[START OF COLLECTED MATERIAL]

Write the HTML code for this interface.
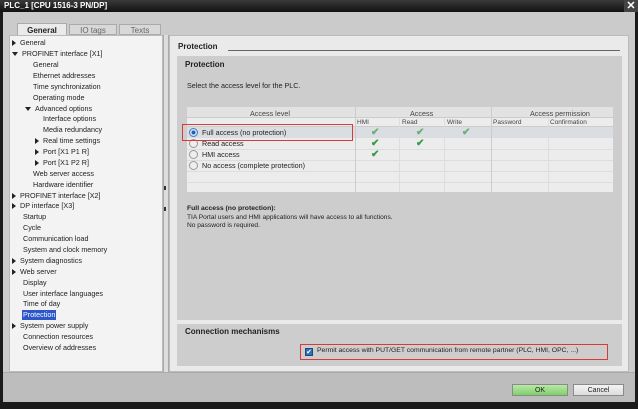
<!DOCTYPE html>
<html><head><style>
*{margin:0;padding:0;box-sizing:border-box}
body{width:638px;height:409px;overflow:hidden;background:#1a1a1a;font-family:"Liberation Sans",sans-serif;font-size:7.2px;color:#222;position:relative}
.a{position:absolute}
.nav div{position:absolute;height:11px;line-height:11px;white-space:nowrap}
.tri{display:inline-block;width:0;height:0;border-top:3px solid transparent;border-bottom:3px solid transparent;border-left:4px solid #222;margin-right:4px;vertical-align:-1px}
.dn{display:inline-block;width:0;height:0;border-left:3px solid transparent;border-right:3px solid transparent;border-top:4px solid #222;margin-right:4px;vertical-align:0}
.chk{color:#3a9a4a;font-size:10px;position:absolute;font-weight:bold}
.rad{display:inline-block;width:9px;height:9px;border-radius:50%;border:1px solid #999;background:#eee;vertical-align:-2px;margin-right:4px}
</style></head><body>
<div class="a" style="left:0;top:0;width:638px;height:12px;background:linear-gradient(#3a3a3a,#111)"></div>
<div class="a" style="left:4px;top:1px;color:#fff;font-weight:bold;font-size:8px">PLC_1 [CPU 1516-3 PN/DP]</div>
<div class="a" style="left:624px;top:0;width:14px;height:12px;background:#444;color:#fff;font-size:11px;font-weight:bold;text-align:center;line-height:12px">✕</div>
<div class="a" style="left:3px;top:12px;width:632px;height:390px;background:#cbcbcb"></div>
<div class="a" style="left:3px;top:372px;width:632px;height:30px;background:#bdbdbd;border-top:1px solid #aaa"></div>
<!-- tabs -->
<div class="a" style="left:17px;top:23px;width:50px;height:13px;background:#eaeaea;border:1px solid #aaa;border-bottom:none;font-weight:bold;font-size:8px;text-align:center;line-height:13px">General</div>
<div class="a" style="left:69px;top:24px;width:48px;height:11px;background:#d8d8d8;border:1px solid #aaa;color:#666;font-size:8px;text-align:center;line-height:11px">IO tags</div>
<div class="a" style="left:119px;top:24px;width:42px;height:11px;background:#d8d8d8;border:1px solid #aaa;color:#666;font-size:8px;text-align:center;line-height:11px">Texts</div>
<!-- left nav -->
<div class="a" style="left:9px;top:35px;width:154px;height:337px;background:#f3f3f3;border:1px solid #bbb"></div>
<div class="a" style="left:163px;top:35px;width:6px;height:337px;background:#ddd;border-left:1px solid #aaa;border-right:1px solid #aaa"></div>
<div class="a" style="left:164px;top:186px;width:2px;height:4px;background:#333"></div>
<div class="a" style="left:164px;top:207px;width:2px;height:4px;background:#333"></div>
<div class="nav">
<div style="left:12px;top:37px"><span class="tri"></span>General</div>
<div style="left:12px;top:48px"><span class="dn"></span>PROFINET interface [X1]</div>
<div style="left:33px;top:59px">General</div>
<div style="left:33px;top:70px">Ethernet addresses</div>
<div style="left:33px;top:81px">Time synchronization</div>
<div style="left:33px;top:92px">Operating mode</div>
<div style="left:25px;top:103px"><span class="dn"></span>Advanced options</div>
<div style="left:43px;top:113px">Interface options</div>
<div style="left:43px;top:124px">Media redundancy</div>
<div style="left:35px;top:135px"><span class="tri"></span>Real time settings</div>
<div style="left:35px;top:146px"><span class="tri"></span>Port [X1 P1 R]</div>
<div style="left:35px;top:157px"><span class="tri"></span>Port [X1 P2 R]</div>
<div style="left:33px;top:168px">Web server access</div>
<div style="left:33px;top:179px">Hardware identifier</div>
<div style="left:12px;top:190px"><span class="tri"></span>PROFINET interface [X2]</div>
<div style="left:12px;top:200px"><span class="tri"></span>DP interface [X3]</div>
<div style="left:23px;top:211px">Startup</div>
<div style="left:23px;top:222px">Cycle</div>
<div style="left:23px;top:233px">Communication load</div>
<div style="left:23px;top:244px">System and clock memory</div>
<div style="left:12px;top:255px"><span class="tri"></span>System diagnostics</div>
<div style="left:12px;top:266px"><span class="tri"></span>Web server</div>
<div style="left:23px;top:277px">Display</div>
<div style="left:23px;top:288px">User interface languages</div>
<div style="left:23px;top:298px">Time of day</div>
<div style="left:22px;top:310px;height:10px;line-height:10px;background:#2d56c8;color:#fff;padding:0 1px">Protection</div>
<div style="left:12px;top:320px"><span class="tri"></span>System power supply</div>
<div style="left:23px;top:331px">Connection resources</div>
<div style="left:23px;top:342px">Overview of addresses</div>
</div>
<!-- right panel -->
<div class="a" style="left:169px;top:35px;width:460px;height:337px;background:#eaeaea;border:1px solid #bbb"></div>
<div class="a" style="left:178px;top:42px;font-weight:bold;font-size:8px">Protection</div>
<div class="a" style="left:228px;top:50px;width:392px;height:1px;background:#666"></div>
<div class="a" style="left:177px;top:56px;width:445px;height:264px;background:#cdcdcd"></div>
<div class="a" style="left:185px;top:60px;font-weight:bold;font-size:8px">Protection</div>
<div class="a" style="left:187px;top:81px">Select the access level for the PLC.</div>
<!-- table -->
<div class="a" style="left:187px;top:107px;width:426px;height:85px;background:#ececec"></div>
<div class="a" style="left:187px;top:107px;width:426px;height:11px;background:#e2e2e2;border-bottom:1px solid #ccc"></div>
<div class="a" style="left:187px;top:118px;width:426px;height:9px;background:#ececec;border-bottom:1px solid #ccc"></div>
<div class="a" style="left:187px;top:127px;width:426px;height:11px;background:#dadde2"></div>
<div class="a" style="left:187px;top:149px;width:426px;height:1px;background:#ddd"></div>
<div class="a" style="left:187px;top:160px;width:426px;height:1px;background:#ddd"></div>
<div class="a" style="left:187px;top:171px;width:426px;height:1px;background:#ddd"></div>
<div class="a" style="left:187px;top:182px;width:426px;height:1px;background:#ddd"></div>
<div class="a" style="left:355px;top:107px;width:1px;height:85px;background:#ccc"></div>
<div class="a" style="left:399px;top:118px;width:1px;height:74px;background:#ddd"></div>
<div class="a" style="left:444px;top:118px;width:1px;height:74px;background:#ddd"></div>
<div class="a" style="left:491px;top:107px;width:1px;height:85px;background:#ccc"></div>
<div class="a" style="left:548px;top:118px;width:1px;height:74px;background:#ddd"></div>
<div class="a" style="left:250px;top:109px;color:#444">Access level</div>
<div class="a" style="left:410px;top:109px;color:#444">Access</div>
<div class="a" style="left:530px;top:109px;color:#444">Access permission</div>
<div class="a" style="left:357px;top:119px;font-size:6.5px;color:#444">HMI</div>
<div class="a" style="left:402px;top:119px;font-size:6.5px;color:#444">Read</div>
<div class="a" style="left:447px;top:119px;font-size:6.5px;color:#444">Write</div>
<div class="a" style="left:493px;top:119px;font-size:6.5px;color:#444">Password</div>
<div class="a" style="left:550px;top:119px;font-size:6.5px;color:#444">Confirmation</div>
<div class="a" style="left:189px;top:128px;line-height:10px"><span class="rad" style="background:radial-gradient(#1f5fb5 35%,#cfe0f5 45%);border-color:#4a7bc0"></span>Full access (no protection)</div>
<div class="a" style="left:189px;top:139px;line-height:10px"><span class="rad"></span>Read access</div>
<div class="a" style="left:189px;top:150px;line-height:10px"><span class="rad"></span>HMI access</div>
<div class="a" style="left:189px;top:161px;line-height:10px"><span class="rad"></span>No access (complete protection)</div>
<div class="a" style="left:182px;top:124px;width:171px;height:17px;border:1.5px solid #d63a3a"></div>
<div class="chk" style="left:371px;top:127px;opacity:.7">✔</div>
<div class="chk" style="left:416px;top:127px;opacity:.7">✔</div>
<div class="chk" style="left:462px;top:127px;opacity:.7">✔</div>
<div class="chk" style="left:371px;top:138px">✔</div>
<div class="chk" style="left:416px;top:138px">✔</div>
<div class="chk" style="left:371px;top:149px">✔</div>
<div class="a" style="left:187px;top:205px;font-weight:bold;font-size:6.8px">Full access (no protection):</div>
<div class="a" style="left:187px;top:214px;font-size:6.6px">TIA Portal users and HMI applications will have access to all functions.</div>
<div class="a" style="left:187px;top:222px;font-size:6.6px">No password is required.</div>
<!-- connection -->
<div class="a" style="left:177px;top:324px;width:445px;height:42px;background:#cdcdcd"></div>
<div class="a" style="left:185px;top:327px;font-weight:bold;font-size:8px">Connection mechanisms</div>
<div class="a" style="left:300px;top:344px;width:308px;height:16px;border:1.5px solid #d63a3a"></div>
<div class="a" style="left:305px;top:348px;width:8px;height:8px;background:#2e6fb8;border:1px solid #1a4a80;color:#fff;font-size:7px;line-height:7px;text-align:center">✔</div>
<div class="a" style="left:317px;top:347px;font-size:6.8px">Permit access with PUT/GET communication from remote partner (PLC, HMI, OPC, ...)</div>
<!-- buttons -->
<div class="a" style="left:512px;top:384px;width:56px;height:12px;background:linear-gradient(#b8e8a8,#7fcf6a);border:1px solid #8a8a8a;text-align:center;line-height:11px;font-size:7px">OK</div>
<div class="a" style="left:573px;top:384px;width:51px;height:12px;background:linear-gradient(#f4f4f4,#dcdcdc);border:1px solid #8a8a8a;text-align:center;line-height:11px;font-size:7px">Cancel</div>
</body></html>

[END OF COLLECTED MATERIAL]

Show the lines of the material that contain the word "Write".

• **OUTPUT FOR THIS TASK**:
Write the HTML code for this interface.
<div class="a" style="left:447px;top:119px;font-size:6.5px;color:#444">Write</div>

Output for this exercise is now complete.